Setting Realistic GoalsPosted on Thursday, May 30th, 2013
Prioritizing Goals for the Youth Baseball Season
With the excitement of another season upon us, setting goals can be an important motivational tool so long as they are realistic, attainable, and within our control.
There are 3 types of goals that most youth baseball players have (whether or not they articulate them) and it’s important to understand the differences between them.
1.) The “Dream Big” Goal
This type of goal includes things like “I want to play professional baseball,” or “I want to be President,” or “I want to walk on the moon” and should be encouraged at all times. Not to be a cynical “adult,” but childhood is the only time when we truly believe that these goals are attainable and we should never take that away from our kids.
2) The “Results Oriented” Goal
This type of goal includes things like, “I want to make All-Stars,” or “I want to have a .500 average this season” or “I want to have an ERA under 3.00.” These types of goals focus entirely on the result, do not encourage any critical thinking on HOW to accomplish them, and most importantly are largely out of our control.
I can’t tell you how many times I’ve heard something like this from a youth coach: “Don’t strike out!” (We can talk about the use of the word “don’t” in another blog). Does the phrase “Don’t strike out” give the batter any information about how to avoid striking out? Of course not! We know the batter doesn’t want to strike out, so it’s a pretty pointless thing to say in the first place. But regardless, often “Don’t strike out” becomes a “goal” – and a misguided one at that. The correct “goal” should be something like, “become a better two strike hitter by choking up on the bat and shortening my swing,” Now, we have set a goal that we CAN control through practice (become a better two strike hitter) AND we have concrete concepts (choke up, take a shorter swing) that will allow us to achieve that goal.
We can apply the same exact concept to the “I want to hit .500” goal: Rather than focus on the uncontrollable “result” – hitting .500 in this case – lets focus on concrete “process” goals that will allow us to get there. These include, “improve my hand path to the ball” or “be more aggressive early in the count” or “take a smaller stride.”

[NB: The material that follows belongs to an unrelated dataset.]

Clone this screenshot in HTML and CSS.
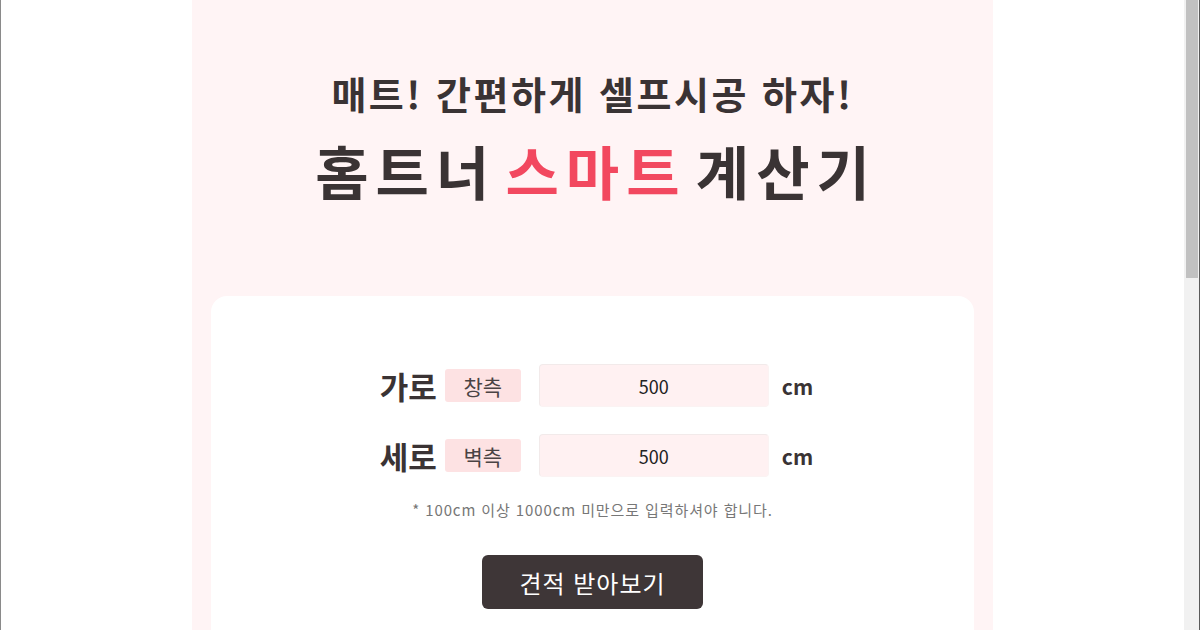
FILE: index.html
```html
<!DOCTYPE html>
<html lang="ko">
<head>
<meta charset="utf-8">
<title>홈트너 스마트 계산기</title>
<link rel="stylesheet" href="styles.css">
</head>
<body>
<div class="window">
  <div class="viewport">
    <main class="column">
      <header class="hero">
        <p class="sub">매트! 간편하게 셀프시공 하자!</p>
        <h1 class="title">홈트너 <span class="accent">스마트</span> 계산기</h1>
      </header>
      <section class="card">
        <div class="row">
          <span class="label">가로</span>
          <span class="badge">창측</span>
          <input class="field" type="text" value="500">
          <span class="unit">cm</span>
        </div>
        <div class="row">
          <span class="label">세로</span>
          <span class="badge">벽측</span>
          <input class="field" type="text" value="500">
          <span class="unit">cm</span>
        </div>
        <p class="note">* 100cm 이상 1000cm 미만으로 입력하셔야 합니다.</p>
        <button class="cta" type="button">견적 받아보기</button>
      </section>
    </main>
  </div>
  <div class="scrollbar"><div class="thumb"></div></div>
</div>
</body>
</html>
```
FILE: styles.css
```css
* { box-sizing: border-box; }
html, body {
  margin: 0;
  padding: 0;
  height: 630px;
  overflow: hidden;
  background: #ffffff;
  font-family: "Noto Sans CJK KR", "Noto Sans", sans-serif;
  color: #3a3334;
}
.window {
  display: flex;
  height: 630px;
  border-left: 1px solid #8a8a8a;
  border-right: 1px solid #5a5a5a;
}
.viewport {
  flex: 1;
  display: flex;
  justify-content: center;
  overflow: hidden;
}
.scrollbar {
  width: 15px;
  background: #f1f1f1;
  padding: 0 1px 0 2px;
}
.thumb {
  height: 278px;
  background: #c1c1c1;
}
.column {
  width: 801px;
  background: #fff4f5;
  padding: 71px 19px 0 19px;
  display: flex;
  flex-direction: column;
}
.hero {
  text-align: center;
}
.sub {
  margin: 0;
  font-size: 38px;
  line-height: 44px;
  font-weight: 700;
  letter-spacing: 2.5px;
  color: #3a3334;
}
.title {
  margin: 20px 0 0 0;
  padding-left: 7px;
  font-size: 58px;
  line-height: 70px;
  font-weight: 700;
  letter-spacing: 7px;
  word-spacing: -14px;
  color: #3a3334;
}
.accent {
  color: #f2485f;
}
.card {
  margin-top: 91px;
  background: #ffffff;
  border-radius: 16px;
  padding: 68px 0 40px 0;
  display: flex;
  flex-direction: column;
  align-items: center;
  flex: 1;
}
.row {
  display: flex;
  align-items: center;
  height: 43px;
  margin-bottom: 27px;
  padding-left: 8px;
}
.label {
  font-size: 31px;
  font-weight: 700;
  color: #3a3334;
  margin-right: 8px;
  line-height: 1;
}
.badge {
  width: 76px;
  height: 33px;
  background: #fde2e3;
  border-radius: 3px;
  display: flex;
  align-items: center;
  justify-content: center;
  font-size: 21px;
  color: #4a4344;
  margin-right: 18px;
}
.field {
  width: 230px;
  height: 43px;
  border: 1px solid #f2eaea;
  border-bottom-color: #fbf3f3;
  border-right-color: #fbf3f3;
  border-radius: 4px;
  background: #fff1f2;
  text-align: center;
  font-family: "Noto Sans CJK KR", "Noto Sans", sans-serif;
  font-size: 18px;
  color: #222222;
  padding: 0;
  margin-right: 13px;
}
.unit {
  font-size: 21px;
  font-weight: 700;
  color: #3a3334;
}
.note {
  margin: -4px 0 0 0;
  font-size: 15px;
  line-height: 20px;
  letter-spacing: 0.9px;
  color: #777777;
}
.cta {
  margin-top: 35px;
  width: 221px;
  height: 54px;
  border: none;
  border-radius: 6px;
  background: #3e3637;
  color: #ffffff;
  font-family: "Noto Sans CJK KR", "Noto Sans", sans-serif;
  font-size: 24px;
  font-weight: 400;
  letter-spacing: 1px;
}
```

3) The “Totally in Our Control “Process Based” Goal:
I just started to introduce this concept above. This is the type of realistic, process based, and completely in our control goal that players (and coaches) should be setting this season. “Let’s win the division” is a pointless, results-oriented goal – which team in the league do you think ISN’T trying to win the league!!!! But more importantly, this goal tells your team NOTHING about HOW you’re going to win the league.
Set the right kind of goals this season and you’ll get the most of your players. More importantly they’ll have more fun working hard because your expectations of them are clearly defined and you’ve given them a blueprint so they focus on the controllable process rather than the uncontrollable results.